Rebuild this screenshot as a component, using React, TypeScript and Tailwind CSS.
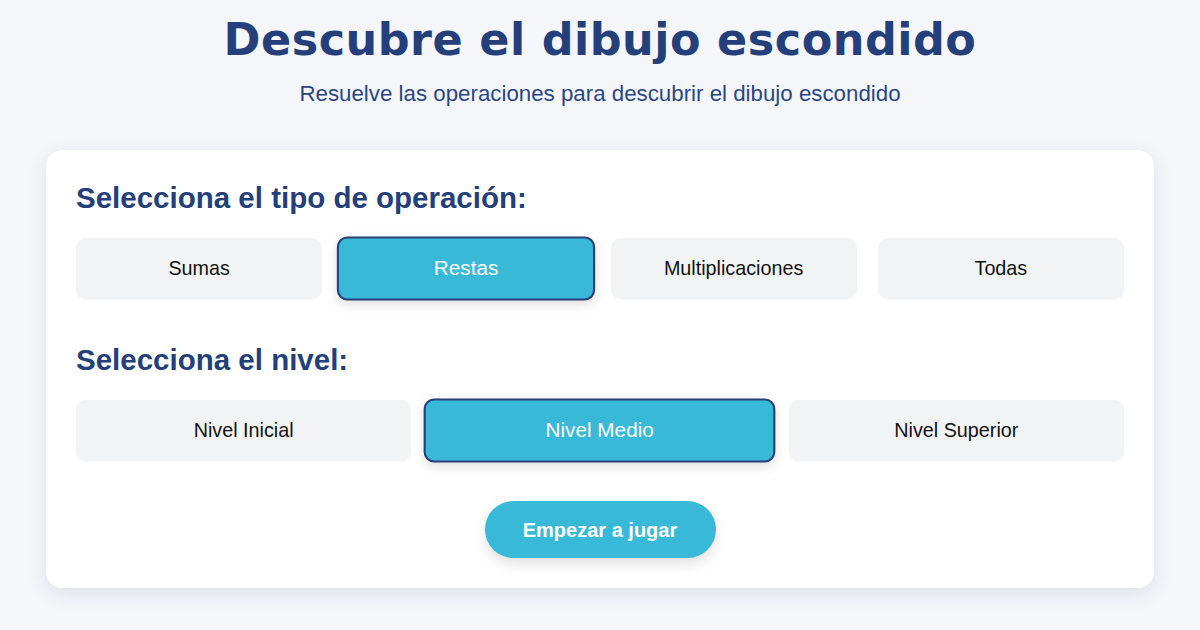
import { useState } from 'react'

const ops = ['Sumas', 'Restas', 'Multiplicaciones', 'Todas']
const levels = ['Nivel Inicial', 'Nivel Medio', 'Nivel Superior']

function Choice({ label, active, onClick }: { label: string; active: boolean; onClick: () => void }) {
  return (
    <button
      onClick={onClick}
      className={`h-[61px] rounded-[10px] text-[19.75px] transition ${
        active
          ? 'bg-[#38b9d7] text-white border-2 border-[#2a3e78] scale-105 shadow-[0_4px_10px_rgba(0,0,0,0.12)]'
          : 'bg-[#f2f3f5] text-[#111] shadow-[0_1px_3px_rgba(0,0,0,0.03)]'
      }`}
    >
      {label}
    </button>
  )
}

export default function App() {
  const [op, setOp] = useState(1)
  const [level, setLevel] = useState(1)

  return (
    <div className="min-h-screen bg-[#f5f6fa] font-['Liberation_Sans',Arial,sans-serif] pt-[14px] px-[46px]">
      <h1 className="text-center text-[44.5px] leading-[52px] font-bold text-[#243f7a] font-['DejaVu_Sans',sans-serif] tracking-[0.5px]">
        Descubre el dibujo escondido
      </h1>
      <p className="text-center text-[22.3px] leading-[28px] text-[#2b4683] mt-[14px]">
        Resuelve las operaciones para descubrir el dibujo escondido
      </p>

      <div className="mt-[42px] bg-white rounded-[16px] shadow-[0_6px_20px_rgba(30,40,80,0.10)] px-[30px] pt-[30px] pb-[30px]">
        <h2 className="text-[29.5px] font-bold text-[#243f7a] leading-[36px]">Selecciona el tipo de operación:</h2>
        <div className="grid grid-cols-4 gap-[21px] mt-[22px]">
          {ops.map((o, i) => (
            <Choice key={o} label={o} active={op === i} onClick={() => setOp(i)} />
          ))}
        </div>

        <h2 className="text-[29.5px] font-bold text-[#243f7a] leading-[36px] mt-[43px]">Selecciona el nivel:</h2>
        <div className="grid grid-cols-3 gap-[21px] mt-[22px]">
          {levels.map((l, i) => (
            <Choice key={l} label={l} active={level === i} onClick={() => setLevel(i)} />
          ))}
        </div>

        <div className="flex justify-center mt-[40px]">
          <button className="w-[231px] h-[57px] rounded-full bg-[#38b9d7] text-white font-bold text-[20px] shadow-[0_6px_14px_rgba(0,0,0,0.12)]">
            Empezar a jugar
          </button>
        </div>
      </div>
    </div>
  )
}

**JOB:** From the top of the listing above, repeat each line exactly until you reach the line containing "const [level, setLevel] = useState(1)", and repeat that one too. Leave the pictures out.

**SOLUTION:**
Rebuild this screenshot as a component, using React, TypeScript and Tailwind CSS.
import { useState } from 'react'

const ops = ['Sumas', 'Restas', 'Multiplicaciones', 'Todas']
const levels = ['Nivel Inicial', 'Nivel Medio', 'Nivel Superior']

function Choice({ label, active, onClick }: { label: string; active: boolean; onClick: () => void }) {
  return (
    <button
      onClick={onClick}
      className={`h-[61px] rounded-[10px] text-[19.75px] transition ${
        active
          ? 'bg-[#38b9d7] text-white border-2 border-[#2a3e78] scale-105 shadow-[0_4px_10px_rgba(0,0,0,0.12)]'
          : 'bg-[#f2f3f5] text-[#111] shadow-[0_1px_3px_rgba(0,0,0,0.03)]'
      }`}
    >
      {label}
    </button>
  )
}

export default function App() {
  const [op, setOp] = useState(1)
  const [level, setLevel] = useState(1)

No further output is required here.